For the past fifteen years, Scott Wallace has been Co-Chair of the Wallace Global Fund, a private charitable foundation founded by his grandfather, former United States Vice President Henry A. Wallace. The foundation has major program areas in environment/climate, corporate accountability, and promoting open and accountable democratic governance, particularly in the United States, South Africa, and Zimbabwe. It has played a lead role in promoting the movement to divest from fossil fuels and invest in clean energy solutions. An attorney since 1978, Mr. Wallace has specialized in criminal and constitutional law, as well as legislation and public policy.
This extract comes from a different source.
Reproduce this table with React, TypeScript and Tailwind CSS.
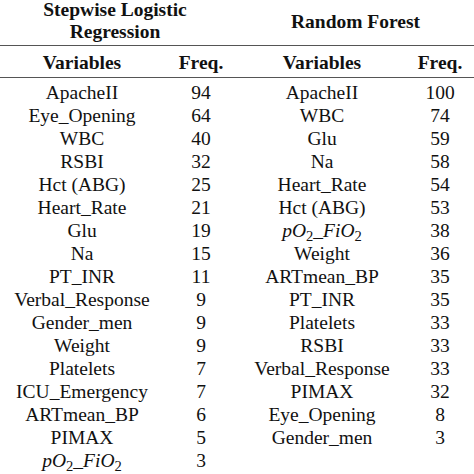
import React from "react";

type Row = { name: React.ReactNode; freq: number };

const PO2 = (
    <>
        <i>pO</i>
        <sub>2</sub>_<i>FiO</i>
        <sub>2</sub>
    </>
);

const LOGISTIC: Row[] = [
    { name: "ApacheII", freq: 94 },
    { name: "Eye_Opening", freq: 64 },
    { name: "WBC", freq: 40 },
    { name: "RSBI", freq: 32 },
    { name: "Hct (ABG)", freq: 25 },
    { name: "Heart_Rate", freq: 21 },
    { name: "Glu", freq: 19 },
    { name: "Na", freq: 15 },
    { name: "PT_INR", freq: 11 },
    { name: "Verbal_Response", freq: 9 },
    { name: "Gender_men", freq: 9 },
    { name: "Weight", freq: 9 },
    { name: "Platelets", freq: 7 },
    { name: "ICU_Emergency", freq: 7 },
    { name: "ARTmean_BP", freq: 6 },
    { name: "PIMAX", freq: 5 },
    { name: PO2, freq: 3 },
];

const FOREST: Row[] = [
    { name: "ApacheII", freq: 100 },
    { name: "WBC", freq: 74 },
    { name: "Glu", freq: 59 },
    { name: "Na", freq: 58 },
    { name: "Heart_Rate", freq: 54 },
    { name: "Hct (ABG)", freq: 53 },
    { name: PO2, freq: 38 },
    { name: "Weight", freq: 36 },
    { name: "ARTmean_BP", freq: 35 },
    { name: "PT_INR", freq: 35 },
    { name: "Platelets", freq: 33 },
    { name: "RSBI", freq: 33 },
    { name: "Verbal_Response", freq: 33 },
    { name: "PIMAX", freq: 32 },
    { name: "Eye_Opening", freq: 8 },
    { name: "Gender_men", freq: 3 },
];

export default function App() {
    return (
        <div className="w-[474px] h-[474px] overflow-hidden bg-white text-[#111] font-['Liberation_Serif',serif] text-[19.5px]">
            {/* Model titles */}
            <div className="grid grid-cols-[230px_237px] gap-[7px] h-[44.5px] font-bold leading-[21.5px] text-center">
                <div className="-mt-[1px]">
                    Stepwise Logistic
                    <br />
                    Regression
                </div>
                <div className="flex items-center justify-center -mt-[2px]">Random Forest</div>
            </div>

            {/* Column headers */}
            <div className="grid grid-cols-[164px_74px_168px_68px] border-y-[1.5px] border-[#555] pt-[6px] pb-[2.5px] leading-[22.5px] font-bold text-center">
                <div>Variables</div>
                <div>Freq.</div>
                <div>Variables</div>
                <div>Freq.</div>
            </div>

            {/* Body */}
            <div className="grid grid-cols-[164px_74px_168px_68px] pt-[3.5px] leading-[23px] text-center">
                {LOGISTIC.map((row, i) => (
                    <React.Fragment key={i}>
                        <div className="h-[23px] whitespace-nowrap">{row.name}</div>
                        <div className="h-[23px]">{row.freq}</div>
                        <div className="h-[23px] whitespace-nowrap">{FOREST[i]?.name}</div>
                        <div className="h-[23px]">{FOREST[i]?.freq}</div>
                    </React.Fragment>
                ))}
            </div>
        </div>
    );
}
He has served as Counsel to the U.S. Senate Judiciary Committee, General Counsel to the U.S. Senate Committee on Veterans Affairs, Director of Defender Legal Services at the National Legal Aid and Defender Association, an advisor on criminal law reform to several East African governments, and on the board of directors of numerous nonprofit organizations. He has overseen numerous criminal justice projects for the U.S. Department of Justice and has published widely on criminal justice policy. He is a graduate of Haverford College and Villanova University Law School.